Ballast King’s ballast-spreader car makes it possible to ballast your track and have a little fun while you’re doing it. The company has been making ballast spreaders and track-maintenance cars for the smaller scales for a few years now. The product reviewed here is their first foray into large scale.

The primary component of the car is a PVC hopper that dumps ballast onto the rails as you roll the car over the track. But it doesn’t just “dump” the ballast; there are a flanger and brushes attached to the car to smooth and shape the ballast as it goes along. You can also add a length of 4" diameter PVC pipe (user must supply) to the top of the hopper for greatly increased capacity so you don’t have to fill the hopper every two feet or so. The position of the brushes is adjustable, so you can dictate to some extent how the ballast is spread. The sample sent for review does not have a flow adjustment because the manufacturer felt that, with the crusher fines I use as ballast  for my railroad, the flow adjustment wouldn’t be that effective. For those who use smaller ballast (chicken grit, road sand, etc.) the flow adjustment may be of benefit. Ballast King recommends that those who are interested in a spreader send them a sample of the ballast you’re planning to use, so they can customize the spreader for your ballast.

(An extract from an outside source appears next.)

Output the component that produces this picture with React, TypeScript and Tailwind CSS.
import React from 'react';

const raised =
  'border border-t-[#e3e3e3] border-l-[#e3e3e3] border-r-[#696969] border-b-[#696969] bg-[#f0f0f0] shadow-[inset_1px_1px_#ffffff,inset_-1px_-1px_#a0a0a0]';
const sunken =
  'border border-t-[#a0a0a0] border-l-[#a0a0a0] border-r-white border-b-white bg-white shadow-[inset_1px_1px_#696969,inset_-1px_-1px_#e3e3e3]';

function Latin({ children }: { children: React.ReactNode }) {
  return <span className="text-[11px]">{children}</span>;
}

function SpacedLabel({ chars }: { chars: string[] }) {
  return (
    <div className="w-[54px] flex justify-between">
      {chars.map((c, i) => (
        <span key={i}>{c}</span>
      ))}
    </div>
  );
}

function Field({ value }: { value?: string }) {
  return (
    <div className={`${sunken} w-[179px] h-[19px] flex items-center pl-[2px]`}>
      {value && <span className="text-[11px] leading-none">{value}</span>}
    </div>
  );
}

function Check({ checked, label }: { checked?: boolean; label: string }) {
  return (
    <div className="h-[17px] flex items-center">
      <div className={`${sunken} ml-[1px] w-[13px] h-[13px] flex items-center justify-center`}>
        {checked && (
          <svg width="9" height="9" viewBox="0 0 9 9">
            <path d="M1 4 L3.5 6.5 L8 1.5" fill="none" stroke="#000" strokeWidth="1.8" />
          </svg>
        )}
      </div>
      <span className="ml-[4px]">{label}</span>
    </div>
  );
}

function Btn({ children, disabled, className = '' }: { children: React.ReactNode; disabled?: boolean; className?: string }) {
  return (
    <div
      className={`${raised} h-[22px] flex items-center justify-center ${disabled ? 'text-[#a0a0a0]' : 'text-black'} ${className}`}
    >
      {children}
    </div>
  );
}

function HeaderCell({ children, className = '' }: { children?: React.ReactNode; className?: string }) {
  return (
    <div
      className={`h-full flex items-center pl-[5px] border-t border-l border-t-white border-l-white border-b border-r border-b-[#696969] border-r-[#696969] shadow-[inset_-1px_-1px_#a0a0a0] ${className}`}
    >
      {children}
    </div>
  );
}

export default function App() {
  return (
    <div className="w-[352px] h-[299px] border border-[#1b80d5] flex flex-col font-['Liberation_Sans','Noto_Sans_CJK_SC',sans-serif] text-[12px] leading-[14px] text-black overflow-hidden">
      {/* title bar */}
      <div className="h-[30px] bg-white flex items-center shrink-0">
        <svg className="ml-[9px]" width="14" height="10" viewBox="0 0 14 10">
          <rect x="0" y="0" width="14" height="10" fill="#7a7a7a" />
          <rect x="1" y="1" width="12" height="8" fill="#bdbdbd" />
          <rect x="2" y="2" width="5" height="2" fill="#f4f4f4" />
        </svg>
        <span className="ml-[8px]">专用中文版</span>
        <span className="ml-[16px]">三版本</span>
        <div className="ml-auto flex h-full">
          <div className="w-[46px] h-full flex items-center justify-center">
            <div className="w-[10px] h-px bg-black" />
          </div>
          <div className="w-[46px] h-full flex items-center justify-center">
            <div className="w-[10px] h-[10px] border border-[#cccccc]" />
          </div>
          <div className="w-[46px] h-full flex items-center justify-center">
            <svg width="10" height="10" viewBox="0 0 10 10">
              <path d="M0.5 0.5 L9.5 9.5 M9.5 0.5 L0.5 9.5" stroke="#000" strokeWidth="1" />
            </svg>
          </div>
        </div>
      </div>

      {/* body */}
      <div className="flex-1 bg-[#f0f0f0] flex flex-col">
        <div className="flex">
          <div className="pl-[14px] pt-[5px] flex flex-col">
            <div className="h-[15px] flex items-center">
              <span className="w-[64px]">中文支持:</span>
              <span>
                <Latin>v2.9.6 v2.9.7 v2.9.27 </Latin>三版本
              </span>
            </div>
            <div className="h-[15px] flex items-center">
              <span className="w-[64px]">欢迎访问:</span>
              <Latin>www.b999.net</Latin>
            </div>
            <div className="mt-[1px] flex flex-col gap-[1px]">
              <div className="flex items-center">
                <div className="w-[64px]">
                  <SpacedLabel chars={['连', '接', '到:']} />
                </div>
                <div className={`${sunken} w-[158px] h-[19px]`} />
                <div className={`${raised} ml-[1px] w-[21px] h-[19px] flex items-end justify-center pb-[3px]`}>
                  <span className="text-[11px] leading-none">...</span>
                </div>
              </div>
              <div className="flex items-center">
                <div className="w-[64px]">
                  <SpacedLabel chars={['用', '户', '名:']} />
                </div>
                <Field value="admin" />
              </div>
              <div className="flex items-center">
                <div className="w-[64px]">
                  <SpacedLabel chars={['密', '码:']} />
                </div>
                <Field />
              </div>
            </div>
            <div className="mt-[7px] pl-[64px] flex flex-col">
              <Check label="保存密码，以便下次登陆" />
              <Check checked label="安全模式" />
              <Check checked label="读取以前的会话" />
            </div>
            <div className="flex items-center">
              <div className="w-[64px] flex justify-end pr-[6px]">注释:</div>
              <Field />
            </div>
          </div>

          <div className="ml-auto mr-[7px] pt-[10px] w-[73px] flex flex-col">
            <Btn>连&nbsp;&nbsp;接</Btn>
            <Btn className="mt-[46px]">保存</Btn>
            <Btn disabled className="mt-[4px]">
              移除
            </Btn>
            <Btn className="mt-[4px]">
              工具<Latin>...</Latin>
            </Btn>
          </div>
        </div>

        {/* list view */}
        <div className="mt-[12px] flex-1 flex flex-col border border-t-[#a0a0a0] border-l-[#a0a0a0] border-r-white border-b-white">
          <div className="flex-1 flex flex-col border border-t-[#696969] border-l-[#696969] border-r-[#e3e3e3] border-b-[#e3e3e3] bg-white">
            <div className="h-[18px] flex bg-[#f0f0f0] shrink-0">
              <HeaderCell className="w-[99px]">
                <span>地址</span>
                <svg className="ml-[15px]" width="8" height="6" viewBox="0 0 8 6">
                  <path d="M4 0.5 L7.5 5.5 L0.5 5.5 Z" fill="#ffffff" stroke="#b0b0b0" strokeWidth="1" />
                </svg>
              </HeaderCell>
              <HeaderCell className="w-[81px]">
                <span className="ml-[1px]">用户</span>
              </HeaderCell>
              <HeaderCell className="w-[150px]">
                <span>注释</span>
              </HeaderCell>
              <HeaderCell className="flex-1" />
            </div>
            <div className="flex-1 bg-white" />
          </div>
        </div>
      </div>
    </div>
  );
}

The spreader is well constructed of steel and PVC, with weights to keep the car on the track. There is a coupler on one end so you can pull the spreader with a locomotive. The flanger blade is made from a thick piece of plastic, so it won’t short out the rails. Note that, since the flanger blade does stick down between the rails, you must lift the car to go over switches, grade crossings, etc. Because of the way the flanger fits over the railhead, the rear truck slides from side to side under the car, so you probably wouldn’t want to try to pull anything else with this car. You’ll also need to check the width of the spreader against any bridges or rock cuts to make sure you’ve got ample clearance space.

My railroad doesn’t lend itself to using a ballast spreader like this one—I have too many switches and close-in groundcovers and other plants that would get in the way. I’d have to lift it off the track every 10 feet or so, or remove the PVC extension tube to get under a bridge or bush. So, to test the effectiveness of the car, I took it out to the Denver Garden Railway Society’s railway at the Colorado Railroad Museum. It has far fewer switches, and long runs of unobstructed track—the ideal environment for a spreader like this.

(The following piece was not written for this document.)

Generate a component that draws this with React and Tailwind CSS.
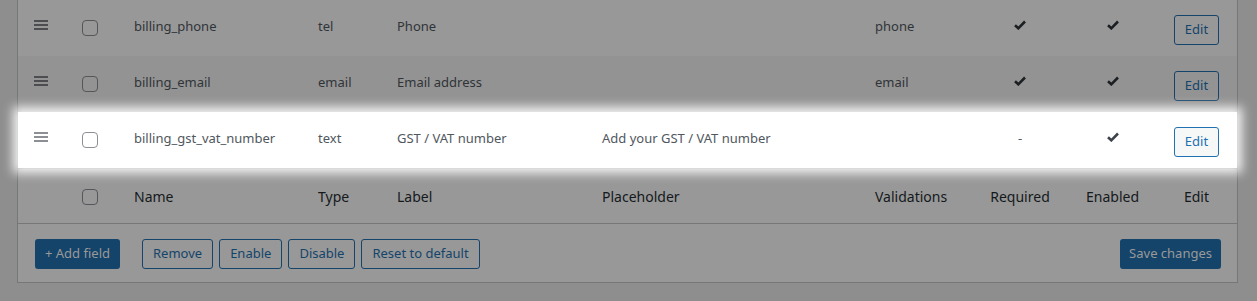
import React from 'react'

const rows = [
  { name: 'billing_phone', type: 'tel', label: 'Phone', placeholder: '', validation: 'phone', required: true, enabled: true, bg: 'bg-[#989898]' },
  { name: 'billing_email', type: 'email', label: 'Email address', placeholder: '', validation: 'email', required: true, enabled: true, bg: 'bg-[#939393]' },
]

function Bars({ color }) {
  return (
    <svg width="14" height="10" viewBox="0 0 14 10" className="block">
      <rect x="0" y="0" width="14" height="2" fill={color} />
      <rect x="0" y="4" width="14" height="2" fill={color} />
      <rect x="0" y="8" width="14" height="2" fill={color} />
    </svg>
  )
}

function Check({ color }) {
  return (
    <svg width="12" height="10" viewBox="0 0 12 10" className="block">
      <path d="M1 5.2 L4.3 8.3 L11 1.5" fill="none" stroke={color} strokeWidth="2.6" />
    </svg>
  )
}

function Box({ border }) {
  return <span className={`block w-4 h-4 rounded-[4px] border ${border}`} />
}

function Row({ r, lit }) {
  const text = lit ? 'text-[#50575e]' : 'text-[#303438]'
  const check = lit ? '#3c434a' : '#1b1f22'
  return (
    <div
      className={`flex items-center h-14 text-[13px] ${text} ${
        lit
          ? 'bg-white relative z-10 shadow-[0_0_10px_5px_rgba(255,255,255,0.9)]'
          : r.bg
      }`}
    >
      <div className="w-[52px] pl-4 -mt-1.5">
        <Bars color={lit ? '#8c8f94' : '#4b4d50'} />
      </div>
      <div className="w-[52px] pl-3">
        <Box border={lit ? 'border-[#8c8f94] bg-white' : 'border-[#545659]'} />
      </div>
      <div className="w-[184px] pl-3 -mt-0.5">{r.name}</div>
      <div className="w-[79px] pl-3 -mt-0.5">{r.type}</div>
      <div className="w-[205px] pl-3 -mt-0.5">{r.label}</div>
      <div className="w-[273px] pl-3 -mt-0.5">{r.placeholder}</div>
      <div className="w-[112px] pl-3 -mt-0.5">{r.validation}</div>
      <div className="w-[90px] flex justify-center -mt-1.5">
        {r.required ? <Check color={check} /> : <span className="mt-1">-</span>}
      </div>
      <div className="w-[95px] flex justify-center -mt-1.5">
        {r.enabled ? <Check color={check} /> : '-'}
      </div>
      <div className="flex-1 flex justify-center pt-1 pr-1">
        <button
          className={`h-[30px] px-[10px] rounded-[3px] border text-[13px] ${
            lit
              ? 'border-[#2271b1] text-[#2271b1] bg-[#f6f7f7]'
              : 'border-[#14446a] text-[#14446a] bg-transparent'
          }`}
        >
          Edit
        </button>
      </div>
    </div>
  )
}

function Btn({ children }) {
  return (
    <button className="h-[30px] px-[10px] rounded-[3px] border border-[#14446a] text-[#14446a] text-[13px]">
      {children}
    </button>
  )
}

export default function App() {
  return (
    <div
      className="w-[1257px] h-[301px] bg-[#8e8e8e] overflow-hidden"
      style={{ fontFamily: '"Noto Sans", "Open Sans", sans-serif' }}
    >
      <div className="ml-[17px] w-[1221px] border-l border-r border-b border-[#767778] bg-[#989898]">
        {rows.map(r => (
          <Row key={r.name} r={r} />
        ))}
        <Row
          lit
          r={{
            name: 'billing_gst_vat_number',
            type: 'text',
            label: 'GST / VAT number',
            placeholder: 'Add your GST / VAT number',
            validation: '',
            required: false,
            enabled: true,
          }}
        />
        <div className="flex items-center h-[56px] border-t border-b border-[#767778] bg-[#989898] text-[14px] text-[#15191c]">
          <div className="w-[52px]" />
          <div className="w-[52px] pl-3 pt-0.5">
            <Box border="border-[#545659]" />
          </div>
          <div className="w-[184px] pl-3">Name</div>
          <div className="w-[79px] pl-3">Type</div>
          <div className="w-[205px] pl-3">Label</div>
          <div className="w-[273px] pl-3">Placeholder</div>
          <div className="w-[112px] pl-3">Validations</div>
          <div className="w-[90px] text-center">Required</div>
          <div className="w-[95px] text-center">Enabled</div>
          <div className="flex-1 text-center pr-1">Edit</div>
        </div>
        <div className="flex items-center h-[58px] pl-[17px] pr-4 pt-0.5">
          <button className="h-[30px] px-[10px] rounded-[3px] bg-[#14446a] text-[#999999] text-[13px]">
            + Add field
          </button>
          <div className="flex gap-[6px] ml-[22px]">
            <Btn>Remove</Btn>
            <Btn>Enable</Btn>
            <Btn>Disable</Btn>
            <Btn>Reset to default</Btn>
          </div>
          <button className="ml-auto h-[30px] px-[9px] rounded-[3px] bg-[#14446a] text-[#999999] text-[13px]">
            Save changes
          </button>
        </div>
      </div>
    </div>
  )
}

I put the spreader on the track and filled just the hopper (without the extension tube) with crusher fines. I started pulling the car along. The ballast poured out of the hopper and was neatly shaped along the track. It took some effort to pull the car because of the brushes spreading the ballast but the car itself rolled smoothly. One hopper full ballasted only about two feet of track. Next, I installed the plastic extension tube. A two-foot length of 4"-diameter PVC pipe is recommended (you must supply this). You could probably use whatever length you feel you need, though if the pipe was much longer you’d have stability issues, especially when the tube is full of heavy ballast.

While the car is equipped with a coupler for locomotive hauling, there are a few (literal) hitches. The big culprit is the plastic flanger blade that sits over the rails. It tends to snag every now and then, either on a loose piece of ballast, a rail joint, or other obstruction, and must be wiggled to free it. Second, the weight of the car itself is excessive, especially if you’ve got a full ballast-tube extender of any length on it. Also, the brush that shapes the ballast can create drag when working, depending on how far down it’s extended. So, while the coupler is there for locomotive pulling, know that you’re going to need a strong one (or two, or three) to do so. I brought only one engine with me to the museum, which spent more time spinning its wheels than moving the ballast hopper.

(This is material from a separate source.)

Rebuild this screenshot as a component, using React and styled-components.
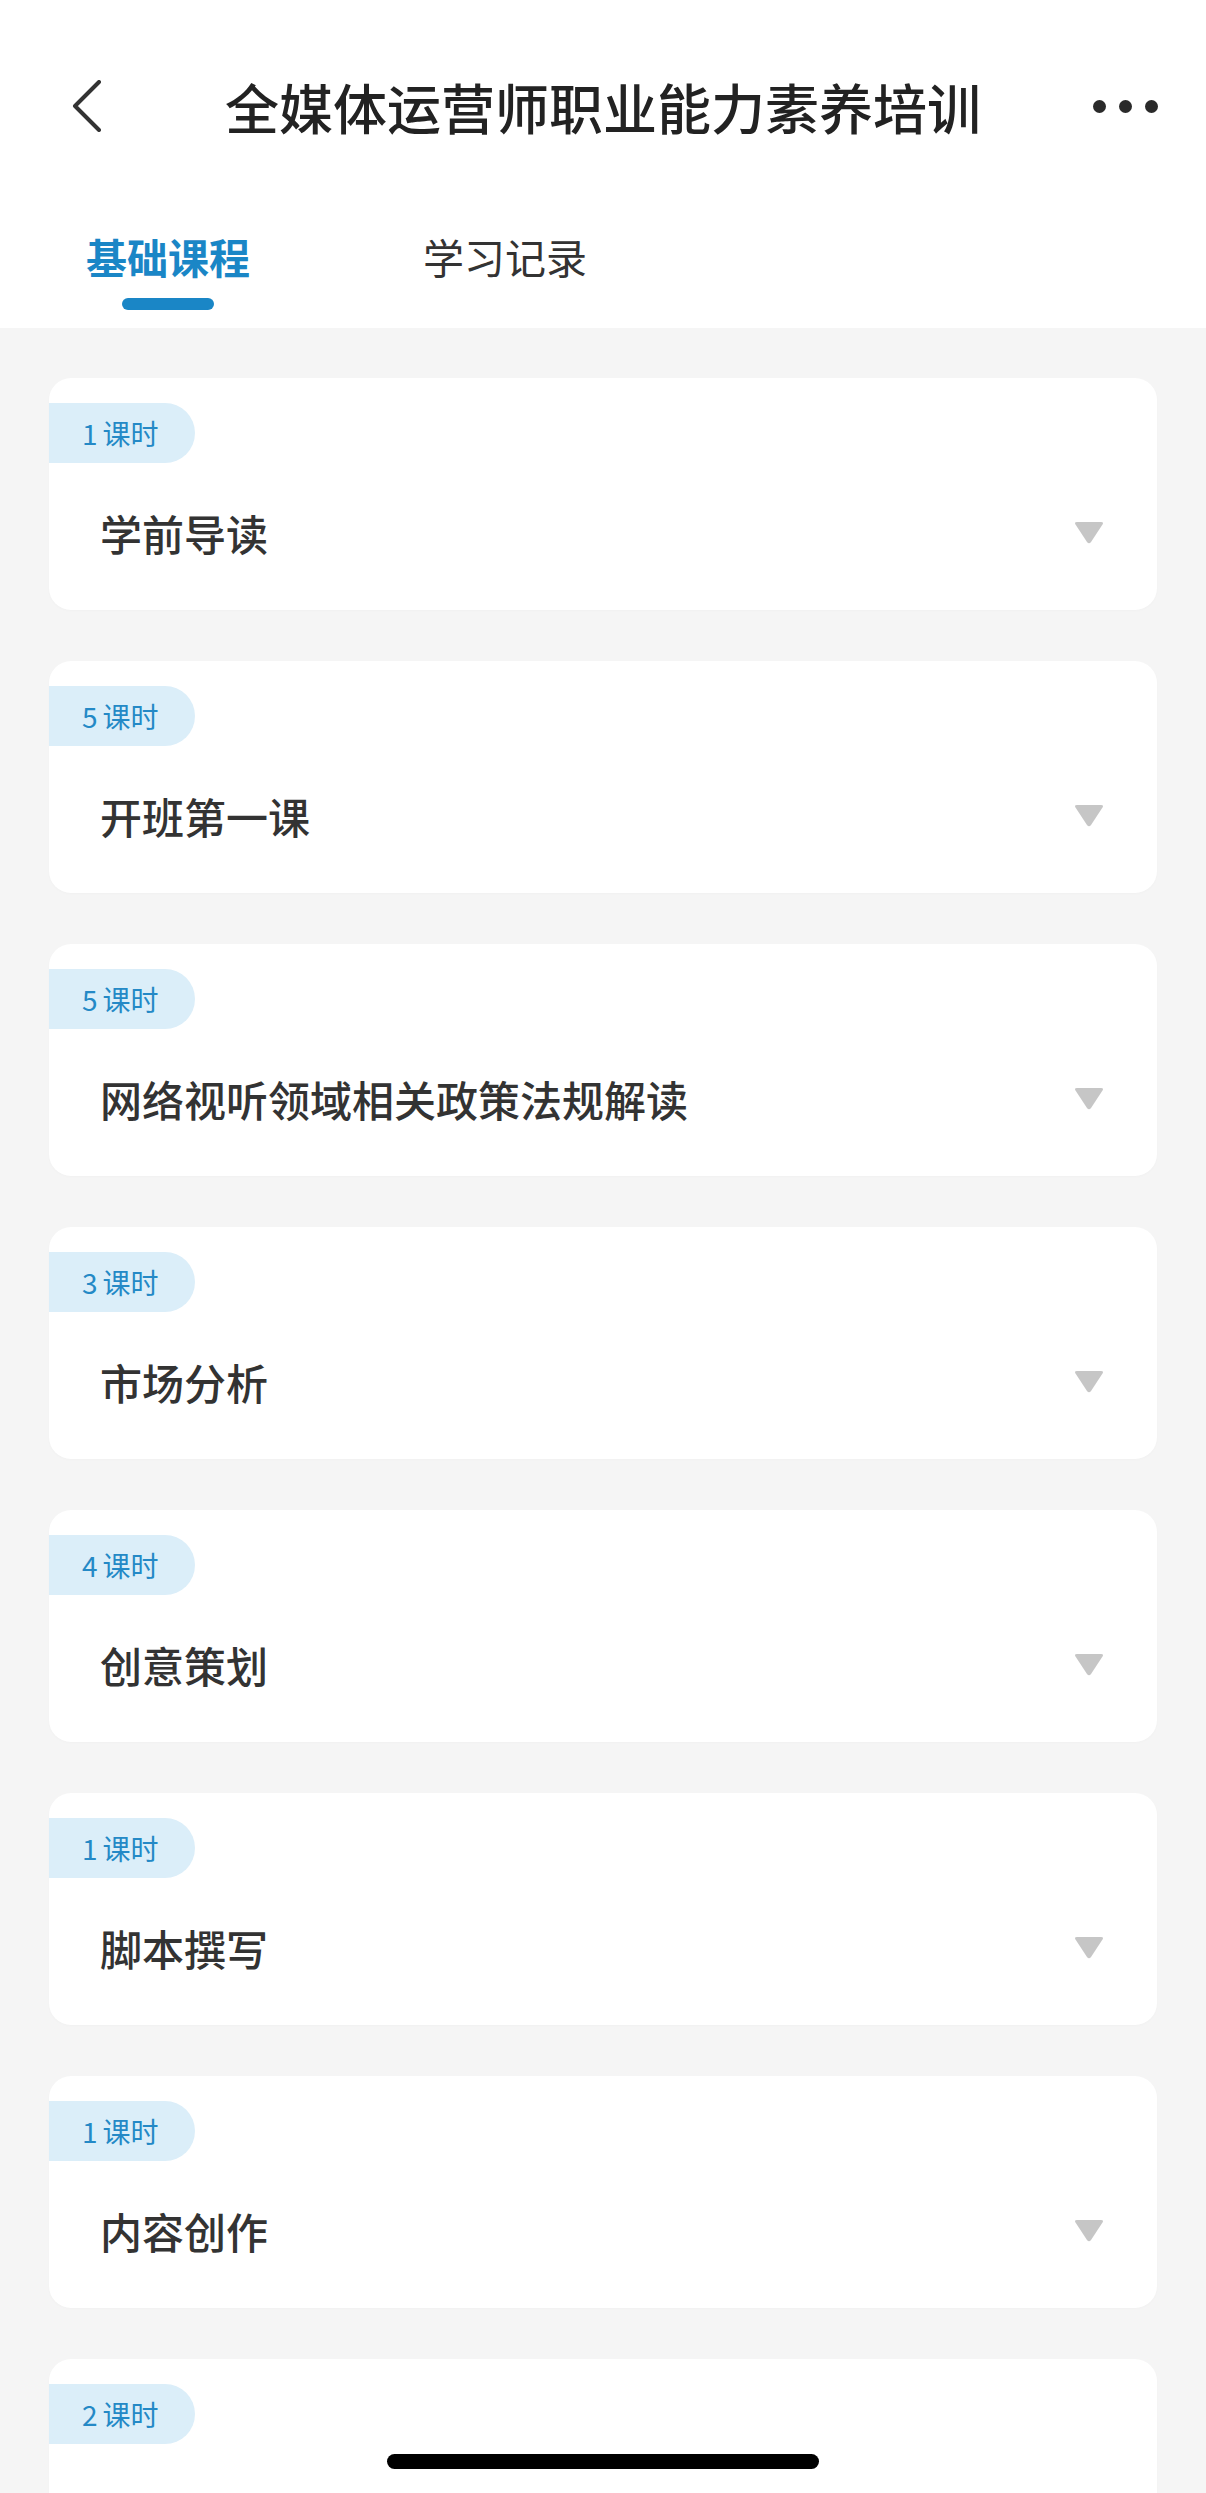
import React from 'react'
import styled, { createGlobalStyle } from 'styled-components'

const GlobalStyle = createGlobalStyle`
  html, body {
    margin: 0;
    padding: 0;
    background: #f5f5f5;
    font-family: "Noto Sans CJK SC", "Noto Sans", sans-serif;
  }
  * { box-sizing: border-box; }
`

const Screen = styled.div`
  position: relative;
  width: 1206px;
  height: 2493px;
  overflow: hidden;
  background: #f5f5f5;
`

const Header = styled.div`
  background: #ffffff;
  padding-top: 56px;
`

const NavBar = styled.div`
  display: grid;
  grid-template-columns: 160px 1fr 160px;
  align-items: center;
  height: 100px;
`

const BackButton = styled.div`
  display: flex;
  align-items: center;
  padding-left: 72px;
`

const Title = styled.h1`
  margin: 0;
  text-align: center;
  font-size: 54px;
  font-weight: 500;
  color: #222222;
  white-space: nowrap;
`

const MoreButton = styled.div`
  display: flex;
  justify-content: flex-end;
  gap: 13px;
  padding-right: 48px;
`

const Dot = styled.span`
  width: 13px;
  height: 13px;
  border-radius: 50%;
  background: #2a2a2a;
`

const Tabs = styled.div`
  display: flex;
  gap: 173px;
  padding: 71px 0 18px 86px;
`

const Tab = styled.div`
  display: flex;
  flex-direction: column;
  align-items: center;
`

const TabLabel = styled.span`
  font-size: 41px;
  line-height: 58px;
  font-weight: ${p => (p.$active ? 600 : 400)};
  color: ${p => (p.$active ? '#1a86c6' : '#333333')};
`

const TabLine = styled.span`
  margin-top: 13px;
  width: 92px;
  height: 12px;
  border-radius: 6px;
  background: ${p => (p.$active ? '#1a86c6' : 'transparent')};
`

const List = styled.div`
  display: flex;
  flex-direction: column;
  gap: 51px;
  padding: 50px 49px;
`

const Card = styled.div`
  background: #ffffff;
  border-radius: 22px;
  padding: 25px 0 49px;
  box-shadow: 0 1px 3px rgba(0, 0, 0, 0.02);
`

const Badge = styled.div`
  display: inline-flex;
  align-items: center;
  height: 60px;
  width: 146px;
  padding-left: 33px;
  border-radius: 0 30px 30px 0;
  background: #dbeef9;
  color: #2489c6;
  font-size: 28px;
`

const Unit = styled.span`
  margin-left: 5px;
`

const Row = styled.div`
  display: flex;
  align-items: center;
  justify-content: space-between;
  margin-top: 40px;
  height: 58px;
  padding: 0 53px 0 51px;
`

const CourseName = styled.span`
  font-size: 42px;
  font-weight: 500;
  color: #333333;
`

const HomeIndicator = styled.div`
  position: absolute;
  left: 387px;
  bottom: 24px;
  width: 432px;
  height: 15px;
  border-radius: 8px;
  background: #000000;
`

// last card is cut by the bottom of the screen, its name is not visible
const courses = [
  { hours: 1, name: '学前导读' },
  { hours: 5, name: '开班第一课' },
  { hours: 5, name: '网络视听领域相关政策法规解读' },
  { hours: 3, name: '市场分析' },
  { hours: 4, name: '创意策划' },
  { hours: 1, name: '脚本撰写' },
  { hours: 1, name: '内容创作' },
  { hours: 2, name: '' },
]

function Chevron() {
  return (
    <svg width="30" height="52" viewBox="0 0 30 52" fill="none">
      <polyline points="27,2 3,26 27,50" stroke="#333" strokeWidth="4" strokeLinecap="round" strokeLinejoin="round" />
    </svg>
  )
}

function Caret() {
  return (
    <svg width="30" height="23" viewBox="0 0 30 23">
      <path d="M3 1 H27 Q30 1 28.5 3.5 L17 21 Q15 23.5 13 21 L1.5 3.5 Q0 1 3 1 Z" fill="#c6c6c6" />
    </svg>
  )
}

export default function App() {
  return (
    <>
      <GlobalStyle />
      <Screen>
        <Header>
          <NavBar>
            <BackButton><Chevron /></BackButton>
            <Title>全媒体运营师职业能力素养培训</Title>
            <MoreButton><Dot /><Dot /><Dot /></MoreButton>
          </NavBar>
          <Tabs>
            <Tab>
              <TabLabel $active>基础课程</TabLabel>
              <TabLine $active />
            </Tab>
            <Tab>
              <TabLabel>学习记录</TabLabel>
              <TabLine />
            </Tab>
          </Tabs>
        </Header>
        <List>
          {courses.map((c, i) => (
            <Card key={i}>
              <Badge>{c.hours}<Unit>课时</Unit></Badge>
              <Row>
                <CourseName>{c.name}</CourseName>
                <Caret />
              </Row>
            </Card>
          ))}
        </List>
        <HomeIndicator />
      </Screen>
    </>
  )
}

However, I found it easy to just push the car along the track by the extension tube so, to be honest, I didn’t miss the locomotive aspect of the project. I could push and wiggle as needed, while guiding the car down the track. Each tube ballasted about 12' of track. The resulting ballast was neatly groomed, even, and brushed far enough below the railhead to not pose any worry to flanges. In one pass, the spreader made quick work of a time consuming, three-step process, if done manually. The only extra step is to wipe the remaining layer of fine dust off the top of the rails if you’re running track power. With battery power or live steam, a pass or two with a train will knock it off.

All in all, the car works well, provided it’s used in an environment conducive to its operation. If your railroad is more open than mine, this ballast spreader provides an easy way to apply a nicely-groomed layer of ballast to the track fairly quickly. Whether it’s annual spring maintenance or a quick dressing-up prior to an open house, nothing makes the railroad look better than a fresh layer of ballast.